The retention of the festival’s experimental section, Flux, is good to see, though only a few of the titles stand out for us: Present.Perfect, a Hong Kong film made up entirely of Chinese livestream footage (from vloggers, not a la Dragonfly Eyes), which took home the Tiger Award at Rotterdam this year, and meditative nature film Walden, comprised of 360-degree panning shots that follow the journey of one felled tree from Austria to Brazil. Freak Me Out this year is all surprises, with only two notable names in the director’s seat (Ant Timpson for the Elijah Wood-starring Come to Daddy and indie kingpin Larry Fessenden for contemporary Frankenstein tale Depraved) and a slew of strange loglines: the return of an evil imaginary friend (Daniel Isn’t Real), a haunted house tale transposed to the Western frontier (The Wind) and a non-linear Russian bloodbath set mostly in one room (the Sion Sono sounding Why Don’t You Just Die!). From the always welcome European Women in Film program, we’re looking forward to the experimental-sounding Dutch film Retrospekt and May el-Toukhy’s Sundance Audience Award-winner Queen of Hearts, both of which center on probing ethical boundaries.
It was a pleasant surprise to see Alex Ross Perry’s Her Smell in the features section of this year’s program, considering the conspicuous absence of his previous films at SFF. Headlined by Elisabeth Moss as a pop-punk princess in a ‘train wreck in five acts’, the film is one of ARP’s most formally accomplished to date. Peter Strickland’s fashion-horror In Fabric also looks to be a welcome new creation from the inventive director of Berberian Sound Studio and The Duke of Burgundy, Alexandra Heller-Nicholas calling it “one of the most stylistically ambitious and genuinely overwhelming movies in recent memory” in her review. Mark Jenkin’s 16mm postsynched fishing feature Bait has been on our radar since its rave reviews out of the Berlinale earlier this year. Sudanese director hajooj kuka (Beats of the Antonov, SFF 2015) returns to the festival with aKasha, his first fiction feature, a wryly observational comedy set among the civil war. Other choice picks from known auteurs include Rick Alverson’s The Mountain, whose 2015 Entertainment was a favourite of ours, Denis Côté’s undead mood piece Ghost Town Anthology, Neon Bull director Gabriel Mascaro’s Brazilian sci-fi Divine Love and Carlos Reygadas’ lengthy existential drama Our Time.
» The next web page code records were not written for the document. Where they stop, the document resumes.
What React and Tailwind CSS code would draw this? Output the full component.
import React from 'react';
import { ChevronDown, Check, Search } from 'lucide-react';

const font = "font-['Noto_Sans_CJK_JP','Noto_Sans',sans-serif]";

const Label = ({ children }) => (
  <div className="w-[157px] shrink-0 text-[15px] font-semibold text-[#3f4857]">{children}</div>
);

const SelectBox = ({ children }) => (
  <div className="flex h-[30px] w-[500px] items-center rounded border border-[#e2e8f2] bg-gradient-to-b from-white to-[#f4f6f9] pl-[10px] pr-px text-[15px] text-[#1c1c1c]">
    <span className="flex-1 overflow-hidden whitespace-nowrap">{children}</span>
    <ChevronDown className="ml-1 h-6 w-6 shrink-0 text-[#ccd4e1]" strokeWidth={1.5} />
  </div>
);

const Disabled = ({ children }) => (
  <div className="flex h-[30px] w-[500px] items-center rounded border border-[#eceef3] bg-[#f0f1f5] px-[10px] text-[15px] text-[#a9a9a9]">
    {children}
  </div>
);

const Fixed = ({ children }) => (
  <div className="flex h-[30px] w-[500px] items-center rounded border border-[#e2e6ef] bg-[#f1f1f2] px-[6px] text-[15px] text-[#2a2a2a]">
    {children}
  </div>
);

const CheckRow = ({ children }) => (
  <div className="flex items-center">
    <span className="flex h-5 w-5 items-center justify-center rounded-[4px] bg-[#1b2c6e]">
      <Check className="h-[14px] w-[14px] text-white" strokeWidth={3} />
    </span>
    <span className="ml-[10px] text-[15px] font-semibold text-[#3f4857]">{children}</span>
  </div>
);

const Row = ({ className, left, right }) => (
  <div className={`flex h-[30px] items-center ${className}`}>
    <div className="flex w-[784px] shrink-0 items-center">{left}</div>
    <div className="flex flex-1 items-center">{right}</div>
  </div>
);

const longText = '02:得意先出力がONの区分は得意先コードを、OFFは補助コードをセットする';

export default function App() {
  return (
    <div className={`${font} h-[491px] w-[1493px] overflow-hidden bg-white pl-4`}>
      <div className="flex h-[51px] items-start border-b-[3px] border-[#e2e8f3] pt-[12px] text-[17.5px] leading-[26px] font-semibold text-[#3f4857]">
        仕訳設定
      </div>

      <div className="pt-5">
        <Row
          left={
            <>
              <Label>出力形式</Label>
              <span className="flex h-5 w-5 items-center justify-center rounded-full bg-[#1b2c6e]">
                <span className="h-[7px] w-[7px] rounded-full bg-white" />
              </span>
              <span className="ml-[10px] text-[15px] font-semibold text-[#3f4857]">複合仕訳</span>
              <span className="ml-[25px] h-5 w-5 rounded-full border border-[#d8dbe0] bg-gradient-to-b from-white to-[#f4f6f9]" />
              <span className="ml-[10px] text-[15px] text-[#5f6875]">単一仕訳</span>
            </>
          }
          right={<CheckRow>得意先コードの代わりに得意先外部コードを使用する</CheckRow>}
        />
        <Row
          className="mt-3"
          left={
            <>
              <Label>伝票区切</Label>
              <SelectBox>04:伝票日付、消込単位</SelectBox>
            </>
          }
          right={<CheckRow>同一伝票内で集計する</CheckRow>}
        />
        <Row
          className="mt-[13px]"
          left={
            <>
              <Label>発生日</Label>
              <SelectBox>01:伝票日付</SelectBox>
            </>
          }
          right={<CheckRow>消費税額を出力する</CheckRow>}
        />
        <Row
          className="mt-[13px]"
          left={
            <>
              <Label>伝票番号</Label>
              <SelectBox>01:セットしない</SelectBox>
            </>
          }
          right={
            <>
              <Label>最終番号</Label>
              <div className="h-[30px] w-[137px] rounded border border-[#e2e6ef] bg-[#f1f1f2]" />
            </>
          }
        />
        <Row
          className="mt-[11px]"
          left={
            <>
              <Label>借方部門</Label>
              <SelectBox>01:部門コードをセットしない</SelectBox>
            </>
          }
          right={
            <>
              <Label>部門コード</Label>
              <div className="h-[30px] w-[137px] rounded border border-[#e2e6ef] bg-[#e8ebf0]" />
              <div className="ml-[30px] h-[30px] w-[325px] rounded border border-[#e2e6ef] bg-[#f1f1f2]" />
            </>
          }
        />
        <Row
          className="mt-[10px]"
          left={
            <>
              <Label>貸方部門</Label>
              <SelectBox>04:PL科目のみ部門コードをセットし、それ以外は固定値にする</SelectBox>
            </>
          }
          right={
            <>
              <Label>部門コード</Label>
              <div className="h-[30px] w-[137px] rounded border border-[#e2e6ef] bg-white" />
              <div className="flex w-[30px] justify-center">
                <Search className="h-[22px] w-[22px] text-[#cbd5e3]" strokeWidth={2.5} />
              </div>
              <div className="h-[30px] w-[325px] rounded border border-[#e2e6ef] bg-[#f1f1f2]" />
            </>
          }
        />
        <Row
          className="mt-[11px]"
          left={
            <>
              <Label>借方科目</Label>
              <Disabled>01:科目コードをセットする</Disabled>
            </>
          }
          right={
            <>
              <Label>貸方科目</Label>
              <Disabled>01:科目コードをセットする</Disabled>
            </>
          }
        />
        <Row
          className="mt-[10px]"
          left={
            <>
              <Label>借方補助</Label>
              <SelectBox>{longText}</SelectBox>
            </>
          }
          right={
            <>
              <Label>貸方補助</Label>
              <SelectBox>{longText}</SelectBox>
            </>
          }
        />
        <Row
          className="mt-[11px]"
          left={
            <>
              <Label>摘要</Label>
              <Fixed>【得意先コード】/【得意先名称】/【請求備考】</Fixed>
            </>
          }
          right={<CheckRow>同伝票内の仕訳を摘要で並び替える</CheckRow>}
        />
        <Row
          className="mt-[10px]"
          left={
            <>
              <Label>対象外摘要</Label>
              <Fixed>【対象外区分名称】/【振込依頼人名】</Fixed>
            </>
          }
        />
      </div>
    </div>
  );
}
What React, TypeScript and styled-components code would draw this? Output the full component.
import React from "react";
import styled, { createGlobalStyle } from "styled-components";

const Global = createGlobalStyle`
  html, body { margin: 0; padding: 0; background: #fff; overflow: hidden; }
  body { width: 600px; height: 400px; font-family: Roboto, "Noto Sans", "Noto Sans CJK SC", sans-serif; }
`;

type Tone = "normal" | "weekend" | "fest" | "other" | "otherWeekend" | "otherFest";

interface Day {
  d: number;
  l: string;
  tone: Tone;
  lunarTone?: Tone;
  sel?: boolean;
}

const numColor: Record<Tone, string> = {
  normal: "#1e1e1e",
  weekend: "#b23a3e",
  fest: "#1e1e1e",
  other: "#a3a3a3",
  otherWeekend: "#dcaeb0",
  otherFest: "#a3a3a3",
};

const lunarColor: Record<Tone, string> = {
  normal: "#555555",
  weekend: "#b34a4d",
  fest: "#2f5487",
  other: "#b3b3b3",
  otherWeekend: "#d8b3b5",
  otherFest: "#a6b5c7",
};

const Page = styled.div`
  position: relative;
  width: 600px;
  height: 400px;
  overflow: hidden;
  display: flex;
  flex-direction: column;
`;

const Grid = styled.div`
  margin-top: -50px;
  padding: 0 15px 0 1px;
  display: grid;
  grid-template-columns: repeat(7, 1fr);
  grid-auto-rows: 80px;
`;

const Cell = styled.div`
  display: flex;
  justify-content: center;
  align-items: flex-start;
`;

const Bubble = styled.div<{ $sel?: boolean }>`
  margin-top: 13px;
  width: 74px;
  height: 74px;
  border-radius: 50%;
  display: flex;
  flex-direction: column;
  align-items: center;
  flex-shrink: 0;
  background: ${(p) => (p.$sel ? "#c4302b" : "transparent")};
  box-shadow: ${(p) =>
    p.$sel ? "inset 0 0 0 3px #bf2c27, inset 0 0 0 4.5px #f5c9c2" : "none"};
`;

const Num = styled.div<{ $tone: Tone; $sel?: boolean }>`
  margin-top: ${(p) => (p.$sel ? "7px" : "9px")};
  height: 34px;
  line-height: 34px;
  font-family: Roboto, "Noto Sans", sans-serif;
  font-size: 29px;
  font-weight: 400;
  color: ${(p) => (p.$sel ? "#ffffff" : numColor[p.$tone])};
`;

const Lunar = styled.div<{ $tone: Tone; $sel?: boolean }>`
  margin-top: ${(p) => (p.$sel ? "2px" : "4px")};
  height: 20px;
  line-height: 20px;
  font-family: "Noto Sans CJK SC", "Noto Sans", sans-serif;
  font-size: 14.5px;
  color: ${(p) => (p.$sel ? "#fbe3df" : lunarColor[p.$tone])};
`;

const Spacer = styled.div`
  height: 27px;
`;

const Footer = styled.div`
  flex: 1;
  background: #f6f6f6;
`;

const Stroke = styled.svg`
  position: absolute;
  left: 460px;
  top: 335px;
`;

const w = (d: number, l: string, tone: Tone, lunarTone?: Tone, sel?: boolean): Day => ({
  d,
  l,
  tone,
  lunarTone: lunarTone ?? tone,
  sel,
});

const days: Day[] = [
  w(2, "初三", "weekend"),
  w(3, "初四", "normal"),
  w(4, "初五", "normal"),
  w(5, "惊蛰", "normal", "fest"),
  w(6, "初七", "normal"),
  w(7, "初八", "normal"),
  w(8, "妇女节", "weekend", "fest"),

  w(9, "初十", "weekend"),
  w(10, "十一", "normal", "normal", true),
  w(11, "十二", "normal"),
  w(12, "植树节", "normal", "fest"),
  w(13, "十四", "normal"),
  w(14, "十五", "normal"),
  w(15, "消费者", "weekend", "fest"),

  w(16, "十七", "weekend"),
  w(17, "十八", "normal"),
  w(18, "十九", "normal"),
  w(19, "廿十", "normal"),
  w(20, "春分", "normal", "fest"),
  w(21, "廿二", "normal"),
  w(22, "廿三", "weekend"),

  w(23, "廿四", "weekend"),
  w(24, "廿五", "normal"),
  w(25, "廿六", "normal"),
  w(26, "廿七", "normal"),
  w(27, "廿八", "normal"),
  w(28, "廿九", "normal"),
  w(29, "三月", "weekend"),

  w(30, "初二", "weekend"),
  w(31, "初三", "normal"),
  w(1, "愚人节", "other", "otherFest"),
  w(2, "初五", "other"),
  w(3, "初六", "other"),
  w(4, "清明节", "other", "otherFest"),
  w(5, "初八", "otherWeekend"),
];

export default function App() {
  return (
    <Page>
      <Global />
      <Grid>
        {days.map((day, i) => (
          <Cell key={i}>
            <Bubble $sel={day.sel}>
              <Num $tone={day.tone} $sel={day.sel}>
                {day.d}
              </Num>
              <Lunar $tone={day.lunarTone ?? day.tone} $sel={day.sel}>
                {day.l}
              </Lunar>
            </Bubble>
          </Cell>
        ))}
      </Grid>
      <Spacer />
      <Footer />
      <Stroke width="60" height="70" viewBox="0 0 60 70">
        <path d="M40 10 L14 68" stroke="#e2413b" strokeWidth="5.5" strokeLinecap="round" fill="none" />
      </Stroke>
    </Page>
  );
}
Highlights from the festival’s documentary selections include Frederick Wiseman’s latest portrait of American life, Monrovia, Indiana, which profiles the overwhelmingly white, rural titular town; Anand Patwardhan’s four-hour IDFA-winner Reason, which looks at the deaths of two activists, Narender Dabholkar and Govind Pansare, and the rise of violent Hindi nationalism in India; and Petra Costa’s The Edge of Democracy, an exploration of political turmoil in Brazil – a tale of how the country’s most popular politician was imprisoned while a fringe candidate, backed by the neofascist echoes of the country’s two-decade military dictatorship, ended up in power.
Films from lesser established filmmakers worth noting in the documentary section include Frank Beauvais’ cine-memoir Just Don’t Think I’ll Scream, Hassan Fazili’s Midnight Traveller, a tense account of his family’s search for asylum, Andre Hörmann‘s Ringside, an American family boxing drama filmed over eight years, and Suhaib Gasmelbari’s Talking About Trees, which profiles the Sudanese Film Club and their efforts to bring an old movie theatre back to life.
A final note: this program is not yet complete, with two announcements remaining. The first is which film will be screened on the festival’s closing night, the second (thought more likely than not linked to the first) is the late Cannes additions. Last year there was a slew of incredible last-minute additions: Shoplifters, The Image Book, Burning, Climax, Cold War, among others. We’ll update this piece once those announcements have been made.
Disclosure: editors Conor Bateman and Jessica Ellicott were on the Film Advisory Panel for Sydney Film Festival this year. A similar note to this will appear at the bottom of all of the pieces they write during the festival, though they will not write about any of the films they viewed during that process.